I think electromagnetism isn't going to cut it. I think we need a new force of nature. Fermi hypothesized that some new force could change a proton into a neutron or vice versa, and in the process release an electron in a neutrino. that there was some force of nature that could change the properties of protons and neutrons, could change how atomic nuclei work. It was just a guess, but Fermi, it was just a guess, but Fermi had a habit, he had a knack for this, Pope of Physics over here, of being right when he guessed. According to physics lore, we're not exactly sure if this is true, he submitted this paper with a tentative proposal, the tentativo he called it, to the journal Nature, the most prestigious journal in the world. Nature rejected it because it contained speculations too remote from reality to be of interest to the reader. He was then able to publish in Italian and German journals, and his work wouldn't get an English translation until 1968, decades later.
Apparently, he was so discouraged by the rejection that he took time off from theoretical work to focus on nuclear experimentation, a little side quest that would lead to the birth of the atom bomb and a Nobel prize, but he proposed this new force in this new particle. Others would pick up on the pieces that Fermi laid down, and eventually everyone would recognize that he was right. There is a new force of nature. This is our first new discovered force of nature. We've kind of always had gravity and electromagnetism. We've always known about it. Gravity's always been the thing. It was the first force to be described mathematically by Newton. And we've always had electricity and magnetism. You know, there's the great James Clerk Maxwell sitting there in the mid-1800s who realized that electricity and magnetism are the same thing, labeled under one thing, the electromagnetic force. But they've always been there. We've always had lightning bolts. We've always had stuff falling down.

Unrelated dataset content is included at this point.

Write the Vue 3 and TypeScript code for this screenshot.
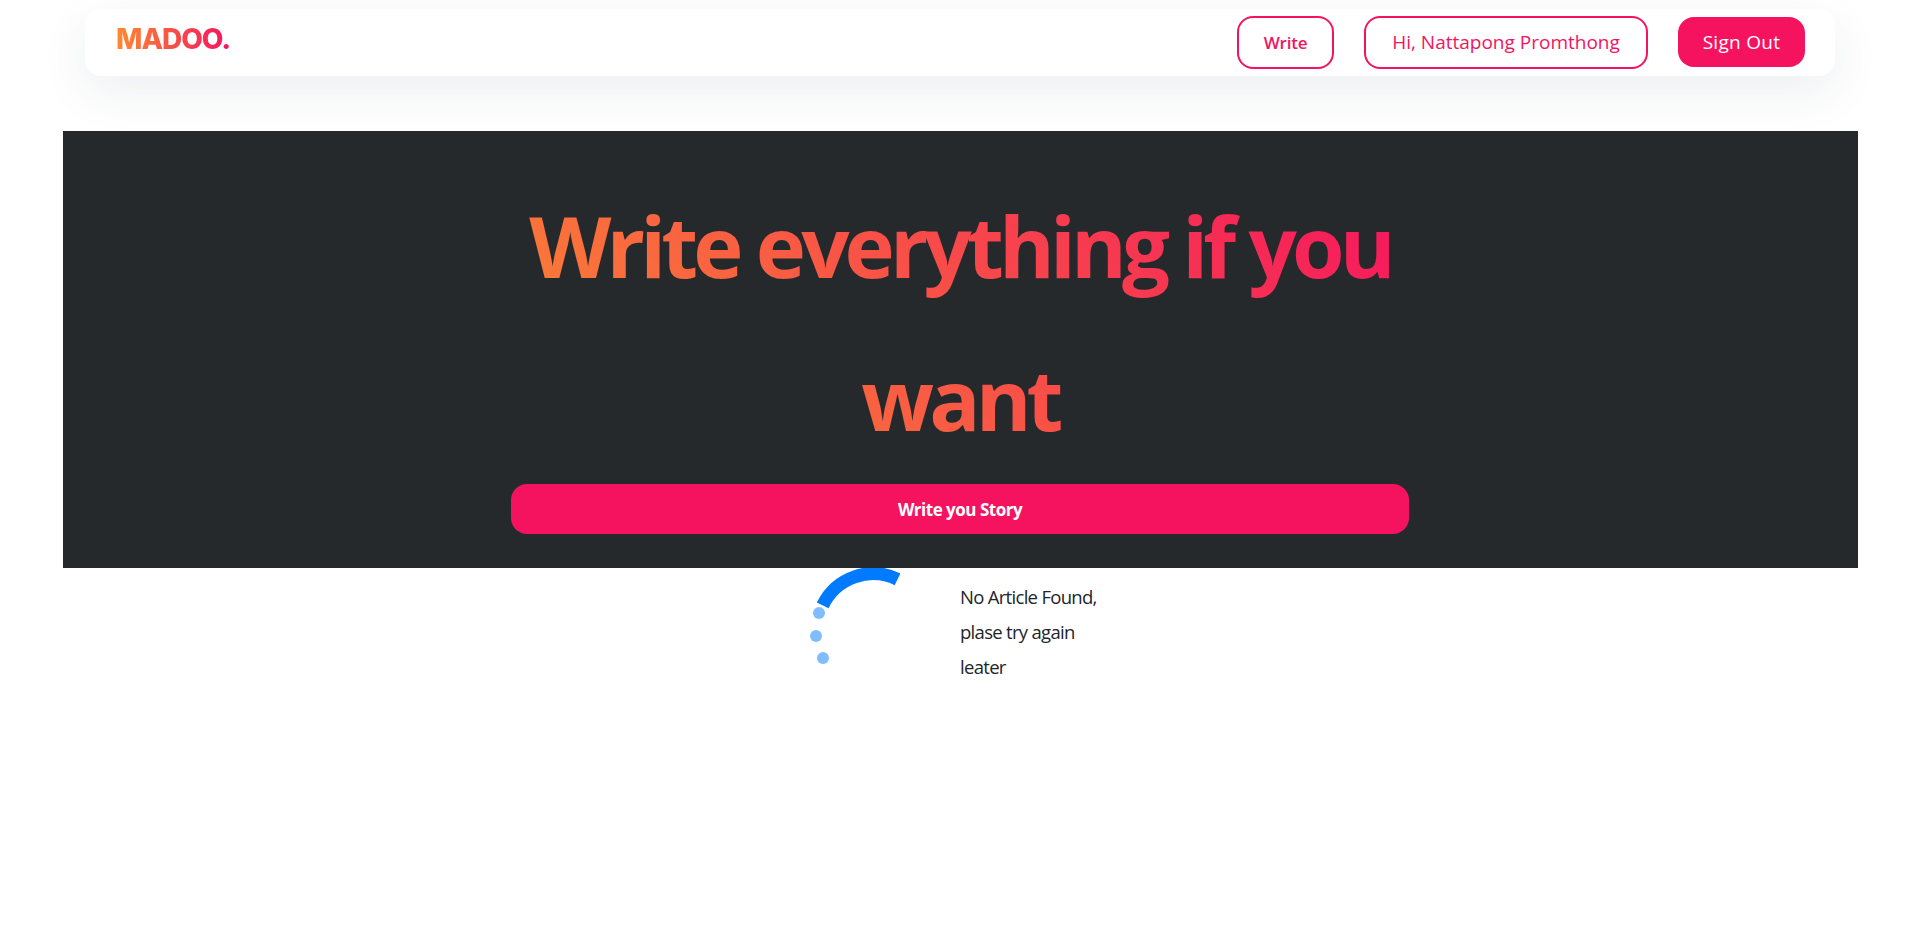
<script setup lang="ts">
const lines: string[] = ['No Article Found,', 'plase try again', 'leater'];
const dots = [
  { cx: 39, cy: 45 },
  { cx: 36, cy: 68 },
  { cx: 43, cy: 90 },
];
</script>

<template>
  <div class="page">
    <nav class="navbar">
      <a class="brand">MADOO.</a>
      <div class="nav-actions">
        <button class="btn btn-outline btn-write">Write</button>
        <button class="btn btn-outline btn-user">Hi, Nattapong Promthong</button>
        <button class="btn btn-fill">Sign Out</button>
      </div>
    </nav>

    <section class="hero">
      <h1 class="hero-title">Write everything if you want</h1>
      <button class="hero-btn">Write you Story</button>
    </section>

    <section class="empty">
      <svg class="spinner" width="120" height="110" viewBox="0 0 120 110">
        <path d="M42.7 37.3 A 56 56 0 0 1 117.5 11.3" fill="none" stroke="#007bff" stroke-width="13" />
        <circle v-for="(d, i) in dots" :key="i" :cx="d.cx" :cy="d.cy" r="6" fill="#80bdff" />
      </svg>
      <div class="empty-text">
        <p v-for="line in lines" :key="line">{{ line }}</p>
      </div>
    </section>
  </div>
</template>

<style scoped>
.page {
  font-family: "Open Sans", "Noto Sans", sans-serif;
  color: #212529;
}

.navbar {
  height: 67px;
  margin: 9px 85px 0;
  padding: 0 30px 0 31px;
  display: flex;
  align-items: center;
  justify-content: space-between;
  background: #fff;
  border-radius: 16px;
  box-shadow: 0 16px 48px rgba(31, 45, 61, 0.08);
}

.brand {
  font-family: Inter, "Liberation Sans", sans-serif;
  font-size: 28px;
  font-weight: 800;
  letter-spacing: -1px;
  line-height: 1;
  margin-bottom: 8px;
  background: linear-gradient(90deg, #fd8a32, #f5135f);
  -webkit-background-clip: text;
  background-clip: text;
  color: transparent;
}

.nav-actions {
  display: flex;
  align-items: center;
  margin-bottom: 1px;
}

.btn {
  font-family: inherit;
  box-sizing: border-box;
  border-radius: 16px;
  font-size: 19px;
  cursor: pointer;
}

.btn-outline {
  height: 53px;
  background: #fff;
  border: 2px solid #f5135f;
  color: #f5135f;
}

.btn-write {
  width: 97px;
  margin-right: 30px;
  font-size: 17px;
  font-weight: 600;
  letter-spacing: -0.2px;
}

.btn-user {
  width: 284px;
  margin-right: 30px;
}

.btn-fill {
  width: 127px;
  height: 50px;
  background: #f5135f;
  border: none;
  color: #fff;
  letter-spacing: 0.3px;
}

.hero {
  box-sizing: border-box;
  height: 437px;
  margin: 55px 62px 0 63px;
  padding-top: 38px;
  background: #26292c;
  display: flex;
  flex-direction: column;
  align-items: center;
}

.hero-title {
  width: 898px;
  margin: 0 1px 9px 0;
  font-size: 85px;
  font-weight: 700;
  line-height: 153px;
  letter-spacing: -4.9px;
  text-align: center;
  background: linear-gradient(45deg, #fb8f30, #f5115f);
  -webkit-background-clip: text;
  background-clip: text;
  color: transparent;
}

.hero-btn {
  width: 898px;
  height: 50px;
  margin-right: 1px;
  border: none;
  border-radius: 16px;
  background: #f5135f;
  color: #fff;
  font-family: inherit;
  font-size: 17px;
  font-weight: 700;
  letter-spacing: -0.5px;
  cursor: pointer;
}

.empty {
  display: flex;
  align-items: flex-start;
  margin-left: 780px;
}

.spinner {
  flex: none;
  margin-right: 60px;
}

.empty-text {
  padding-top: 11px;
  font-size: 18.5px;
  line-height: 35px;
  letter-spacing: -0.7px;
  width: 150px;
}

.empty-text p {
  margin: 0;
}
</style>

But the weak force was new, and Rico Fermi was the first person to identify a new force of nature. We call it the weak nuclear force, and right from the beginning, the weak force stood apart. It was unexpected. Nobody asked for it. We knew about gravity. We knew about electromagnetism. Even the strong force, which would come later, we had hints of because once we started digging into atoms, we're like, oh, well, you know, I think there needs to be a strong force of nature. No one expected the Spanish Inquisition. No one expected the weak nuclear force. Experiments forced us to acknowledge it with no theory or observational reality of a millennia of human experience to prepare us for what it does. And so maybe because of that, because we're so used to how gravity operates, intuitively, we know how gravity operates. And it's been the job of physics to explain that mathematically. Intuitively, we know how electromagnetism works. We have a feeling for it.

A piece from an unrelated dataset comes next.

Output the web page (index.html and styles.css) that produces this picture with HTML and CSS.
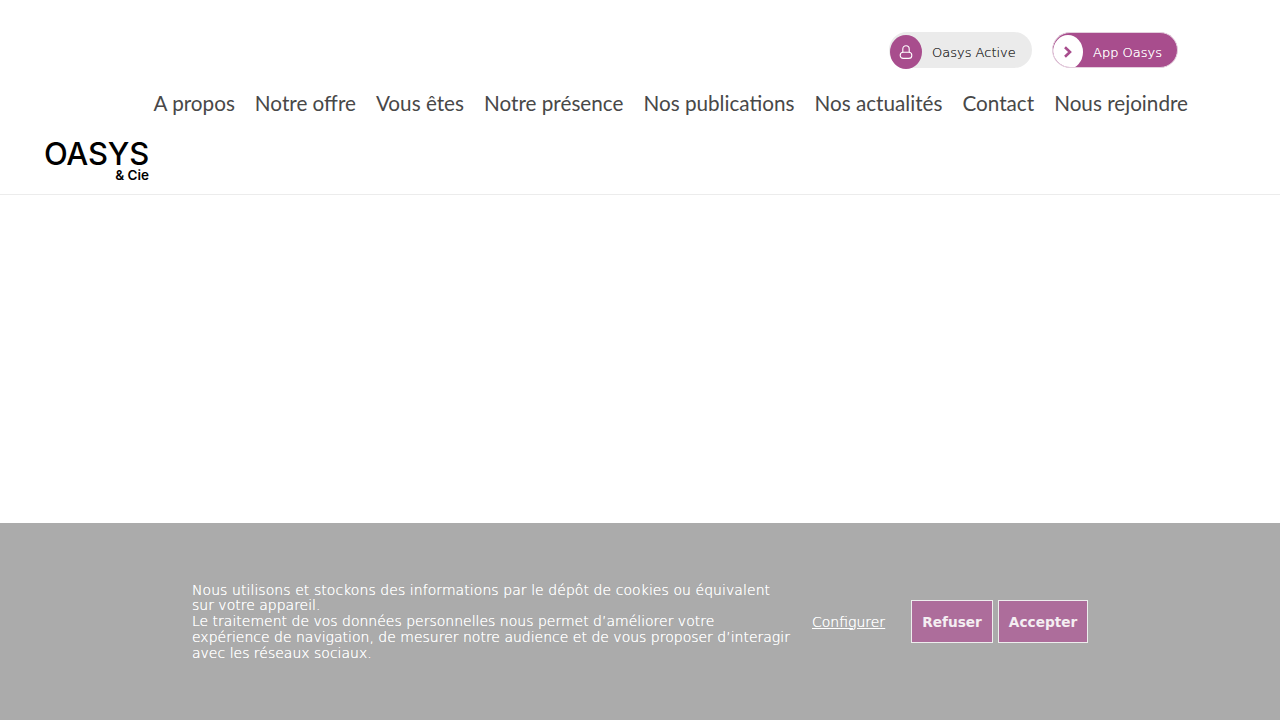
FILE: index.html
```html
<!DOCTYPE html>
<html lang="fr">
<head>
<meta charset="utf-8">
<title>Oasys &amp; Cie</title>
<link rel="stylesheet" href="styles.css">
</head>
<body>
<header class="header">
  <div class="top-links">
    <a class="pill pill-active" href="#">
      <span class="pill-icon">
        <svg width="14" height="14" viewBox="0 0 14 14" fill="none" stroke="#fff" stroke-width="1.1"><path d="M3.8 7.2V4a3.2 3.2 0 0 1 6.4 0v3.2"/><rect x="1.2" y="7.2" width="11.6" height="6.2" rx="3"/></svg>
      </span>
      <span class="pill-label">Oasys Active</span>
    </a>
    <a class="pill pill-app" href="#">
      <span class="pill-chevron">
        <svg width="10" height="12" viewBox="0 0 10 12" fill="none" stroke="#a84d8d" stroke-width="2.6"><path d="M2 1.2 7 6 2 10.8"/></svg>
      </span>
      <span class="pill-label">App Oasys</span>
    </a>
  </div>
  <nav class="nav">
    <a href="#">A propos</a>
    <a href="#">Notre offre</a>
    <a href="#">Vous êtes</a>
    <a href="#">Notre présence</a>
    <a href="#">Nos publications</a>
    <a href="#">Nos actualités</a>
    <a href="#">Contact</a>
    <a href="#">Nous rejoindre</a>
  </nav>
  <a class="logo" href="#">
    <span class="logo-main">OASYS</span>
    <span class="logo-sub">&amp; Cie</span>
  </a>
</header>
<aside class="cookies">
  <p class="cookies-text"><span class="cookies-first">Nous utilisons et stockons des informations par le dépôt de cookies ou équivalent</span><br>sur votre appareil.<br>Le traitement de vos données personnelles nous permet d’améliorer votre expérience de navigation, de mesurer notre audience et de vous proposer d’interagir avec les réseaux sociaux.</p>
  <a class="cookies-config" href="#">Configurer</a>
  <button class="cookies-btn cookies-refuse">Refuser</button>
  <button class="cookies-btn cookies-accept">Accepter</button>
</aside>
</body>
</html>
```
FILE: styles.css
```css
* { box-sizing: border-box; }
html, body { margin: 0; height: 100%; background: #fff; overflow: hidden; }
a { text-decoration: none; color: inherit; }

.header {
  height: 195px;
  border-bottom: 1px solid #ececec;
  padding: 32px 92px 0 45px;
  display: flex;
  flex-direction: column;
}
.top-links {
  display: flex;
  justify-content: flex-end;
  gap: 20px;
  padding-right: 10px;
  height: 37px;
  font-family: "DejaVu Sans", sans-serif;
  font-weight: 200;
  font-size: 13px;
  text-shadow: 0 0 0 currentColor;
}
.pill {
  display: flex;
  align-items: center;
  height: 36px;
  border-radius: 18px;
}
.pill-active { width: 143px; background: #ebebeb; color: #333; }
.pill-active .pill-label { margin: 4px 0 0 10px; }
.pill-icon {
  width: 32px; height: 34px;
  margin: 4px 0 0 1px;
  border-radius: 50%;
  background: #a84d8d;
  display: flex; align-items: center; justify-content: center;
}
.pill-app { width: 126px; background: #a84d8d; color: #fff; overflow: hidden; border: 1px solid #e4d0de; }
.pill-app .pill-label { margin: 4px 0 0 10px; }
.pill-chevron {
  width: 30px; height: 34px;
  margin: 4px 0 0 0;
  border-radius: 50%;
  background: #fff;
  display: flex; align-items: center; justify-content: center;
}
.nav {
  display: flex;
  justify-content: flex-end;
  gap: 20px;
  margin-top: 22px;
  font-family: Lato, sans-serif;
  font-size: 20.7px;
  line-height: 24px;
  color: #484848;
}
.logo {
  display: flex;
  flex-direction: column;
  align-items: flex-end;
  width: 104px;
  margin-top: 25px;
  color: #000;
  font-family: Inter, sans-serif;
}
.logo-main { font-size: 31px; line-height: 27px; font-weight: 500; letter-spacing: -.2px; }
.logo-sub { font-size: 13.5px; line-height: 17px; font-weight: 600; }

.cookies {
  position: fixed;
  left: 0; right: 0; bottom: 0;
  height: 197px;
  background: #ababab;
  display: flex;
  align-items: center;
  padding-left: 192px;
  color: #fff;
  font-family: "DejaVu Sans", sans-serif;
  font-weight: 200;
  font-size: 14px;
  text-shadow: 0 0 0 currentColor;
}
.cookies-text { margin: 1px 0 0; width: 600px; line-height: 15.7px; }
.cookies-first { letter-spacing: .065px; }
.cookies-config { margin-left: 20px; text-decoration: underline; }
.cookies-btn {
  height: 43px;
  padding: 0 10px;
  background: #ad6d9b;
  border: 1px solid #eee;
  color: #f4eef2;
  font: bold 13.7px "DejaVu Sans", sans-serif;
  text-shadow: none;
}
.cookies-refuse { margin-left: 26px; }
.cookies-accept { margin-left: 5px; }
```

We don't have a feel for the weak nuclear force. And so it just, it ends up when this episode, I'm just going to list the weird stuff that the weak nuclear force does that no other force does. And that's just the way it is. And we're just left here scratching our heads thinking, why is the weak nuclear force so weird? I don't know. It just is. Why does the weak force have the properties that it does? I don't know. It just does. Now, we know we've advanced since the days of Noriko Fermi. He thought that maybe this strange force of nature had the power, had the ability to change protons into neutrons, neutrons into protons. That is how you are able to get one element changing into another. You gotta change the protons, you gotta change the neutrons, that's how you get different isotopes, that's how you get different elements. Now we know that protons and neutrons themselves are composite particles, they're bags of smaller things called quarks.

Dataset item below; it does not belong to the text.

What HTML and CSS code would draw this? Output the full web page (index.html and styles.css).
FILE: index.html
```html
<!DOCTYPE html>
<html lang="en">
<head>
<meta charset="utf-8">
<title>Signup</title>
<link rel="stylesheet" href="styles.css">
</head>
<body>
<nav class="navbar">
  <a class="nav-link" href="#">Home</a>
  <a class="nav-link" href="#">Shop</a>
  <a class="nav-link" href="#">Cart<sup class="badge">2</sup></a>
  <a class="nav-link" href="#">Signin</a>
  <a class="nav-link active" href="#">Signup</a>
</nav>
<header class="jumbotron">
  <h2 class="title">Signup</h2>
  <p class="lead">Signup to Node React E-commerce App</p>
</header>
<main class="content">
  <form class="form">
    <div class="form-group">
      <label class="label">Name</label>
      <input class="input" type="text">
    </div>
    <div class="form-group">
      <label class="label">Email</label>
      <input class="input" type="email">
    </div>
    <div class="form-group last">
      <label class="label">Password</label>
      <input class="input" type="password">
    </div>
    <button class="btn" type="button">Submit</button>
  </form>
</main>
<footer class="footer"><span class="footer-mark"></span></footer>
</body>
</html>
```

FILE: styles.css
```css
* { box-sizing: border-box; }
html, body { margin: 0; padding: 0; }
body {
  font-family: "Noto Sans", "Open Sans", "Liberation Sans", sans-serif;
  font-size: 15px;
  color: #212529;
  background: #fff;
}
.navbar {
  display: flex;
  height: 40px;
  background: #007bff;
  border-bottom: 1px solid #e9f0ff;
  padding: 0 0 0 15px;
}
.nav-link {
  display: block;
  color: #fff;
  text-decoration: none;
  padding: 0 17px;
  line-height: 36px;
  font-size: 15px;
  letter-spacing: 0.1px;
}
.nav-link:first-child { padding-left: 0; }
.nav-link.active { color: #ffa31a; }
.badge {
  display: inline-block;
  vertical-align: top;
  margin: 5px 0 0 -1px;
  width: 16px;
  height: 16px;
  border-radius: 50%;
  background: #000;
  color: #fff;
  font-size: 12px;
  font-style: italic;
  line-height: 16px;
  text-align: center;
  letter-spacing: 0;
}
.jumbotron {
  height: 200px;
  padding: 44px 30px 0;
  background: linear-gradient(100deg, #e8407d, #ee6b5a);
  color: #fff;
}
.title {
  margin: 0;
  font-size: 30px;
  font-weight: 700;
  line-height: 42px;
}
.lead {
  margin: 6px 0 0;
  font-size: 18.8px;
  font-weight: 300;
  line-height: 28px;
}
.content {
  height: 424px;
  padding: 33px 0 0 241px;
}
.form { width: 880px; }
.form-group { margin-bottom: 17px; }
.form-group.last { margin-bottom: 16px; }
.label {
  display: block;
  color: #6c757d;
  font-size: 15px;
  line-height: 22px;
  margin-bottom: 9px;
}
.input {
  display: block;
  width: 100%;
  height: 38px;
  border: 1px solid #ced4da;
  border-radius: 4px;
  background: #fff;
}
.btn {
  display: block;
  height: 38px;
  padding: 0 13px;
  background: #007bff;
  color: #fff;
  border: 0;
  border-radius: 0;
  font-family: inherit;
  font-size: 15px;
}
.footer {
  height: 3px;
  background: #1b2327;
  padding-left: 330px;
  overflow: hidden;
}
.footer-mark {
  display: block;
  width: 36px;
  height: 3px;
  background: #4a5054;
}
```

But now we know the weak force operates on quarks. It can take one kind of quark and change it into another kind of quark. You change the quark, you change a proton into a neutron, or vice versa. You change one kind of quark into another. A proton is two up quarks and a down quark. You flip one of those and you say, you're not going to be a top anymore. You're going to be a, you're not going to be an up anymore. You're going to be a down. Now you got two downs and an up. Now you're a neutron. That's what the week four does. It flips quarks back and forth. which is weird. We're used to forces changing properties of objects. I push on something, it moves. I let go of something, gravity pulls it down. I stick something in the microwave, the radiation heats it up. Forces do things. They push, they pull, they energize, they contribute to Patreon. That's patreon.com slash PM Sutter. Sometimes if you just feel alone and weird and like you don't fit in, go to patreon.
com, contribute to the show, and you have a new best friend. Me, kinda sorta yes, but more importantly, the weak nuclear force. The weak nuclear force is that kid in the back of the room that doesn't quite fit in. And if you're feeling like that, you can commiserate with the weak nuclear force. You're not alone in the universe. Patreon.com slash PM Sutter. We're used to forces changing properties of objects. That's kinda what forces do. But now we have a force, the weak nuclear force. That's not changing. It looks like it's not changing a property of a quark, but the quark itself. How do you change an up quark into a down quark? We're talking about a real fundamental particle here. The quark is just there. I can't hand you a single up quark. It's complicated. They always bind together. But imagine I did. I'm like, here's a gift. Here's an up quark. Then the weak force can just come on in and say, magic now it's a down quark. We're used to forces changing properties of objects.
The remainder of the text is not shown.